Havia também o toque da despedida do Ano-Velho e saudação ao Ano-Nobo. Exatamente à meia-noite, juntava-se o apito, que mais parecia longo gemido, da velha usina elétrica, ali na esquina da Rua Dionísio Filgueira com a Meira e Sá, ao das várias fábricas de óleo da cidade, e ao toque solene, alegre para uns e triste para outros, de todos os sinos da cidade.

Os sinos, tanto os da Catedral como os de outras igrejas, foram úteis à população, quando o bandido Lampião ameaçou invadir a cidade, e o fez em junho de 1927. Os boatos eram muitos e desesperadores. Na vespera da invasão, 22 de junho, todos os sinos badalaram às onze da noite e continuavam badalando enquanto não chegava o trem que levava muita gente de Mossoró para Porto Franco, em repetidas viagens.

Não encontrei no livro dos nossos historiadores nenhuma informação que confirme se os sinos atuais são os mesmos adquiridos para a primeira capela. O Cônego Francisco de Sales Cavalcanti registra a compra de um sino para a capela, em 13.06.1802, por 44$00.

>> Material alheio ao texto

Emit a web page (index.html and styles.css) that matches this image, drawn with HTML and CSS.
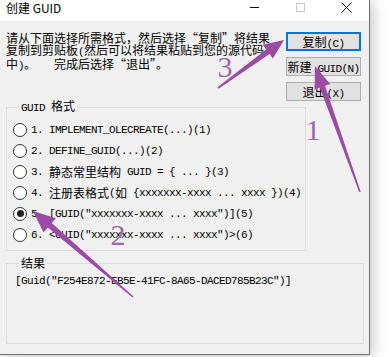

Diz Câmara Cascudo, em seu Dicionário do Folclore Brasileiro, que o sino surgiu na Índia e na China desde tempo imemorial, fixando-se nos templos católicos no século VII e, no Brasil, no século XVI. "Era batizado como criatura humana, tendo nome e padrinhos. As vezes havia uma percentagem de ouro no bronze, produzindo sonoridade musical. Igreja sem sino é santo sem língua. Muitas superstições sobre a corda do sino, o badalo, as "beiradas". Os carrilhões melodiosos não se vulgarizaram na cultura popular. Chamava os fiéis aos deveres da oração aos "semelhantes", sofredores, moribundos, mortos. Convocação para os atos religiosos. Afastava os Demônios das tempestades. Avisava a existência de incêndios, inundações, assaltos guerreiros; visitas de autoridades supremas."

Os sinos foram lembrados por vários romancistas, entre eles E. Hemingway, em "Por Quem os Sinos Dobram", sobre a Guerra Civil Espanhola. Também poetas a eles se referiam em seus versos. Manoel Bandeira dedicou-lhes pelo menos duas poesias: "Sinos de Belém": "Sino de Belém, pelos que ainda vêm!/Sino de Belém, bate bem, nem, nem./Sino da Paixão, pelos que lá vão!/Sino da Paixão, bate bão-bão-bão." Esta também em "Orfeu": "Os sinos voltam de longe/desperta a ronda infantil/os homens-enigma passam/ Não reconhecem ninguém/ O mundo muitas vezes/ É tão pouco sobrenatural". E Olavo Bilac, escreveu o belo soneto "Os Sinos": "Plangei os sinos! A terra ao nosso amor não basta..."

Acho que os sinos deveriam voltar a tocar, não os tristes dobres de finados, mas chamando os fiéis as missas. Às seis da manhã, ao meio dia e, às seis da tarde, o toque da hora sagrada do Ângelus. A igreja cujo o sino está em silêncio pode não ser "um santo sem língua", mas é um templo sem voz. E eu não conheço, nas poucas cidades por onde andei, afora as dos grandes carrilhões, toques tão solenes e belos quanto os da nossa Catedral de Sanra Luzia. Sempre que me recolho ao silêncio das recordações mais distantes, entre os muitos sons que ficaram gravados em minha memória auditiva, eles se destacam, ora repicando alegres e convidativos, ora dolorosamente plangentes.

"No noturno pátio/ Sem silêncio, ó sinos/ De quando menino,/ Bimbalhai meninos,/ pelos sinos(sinos que não ouço),/ Os sinos de Santa Luzia." (Manuel Bandeira, Natal Sem Sinos).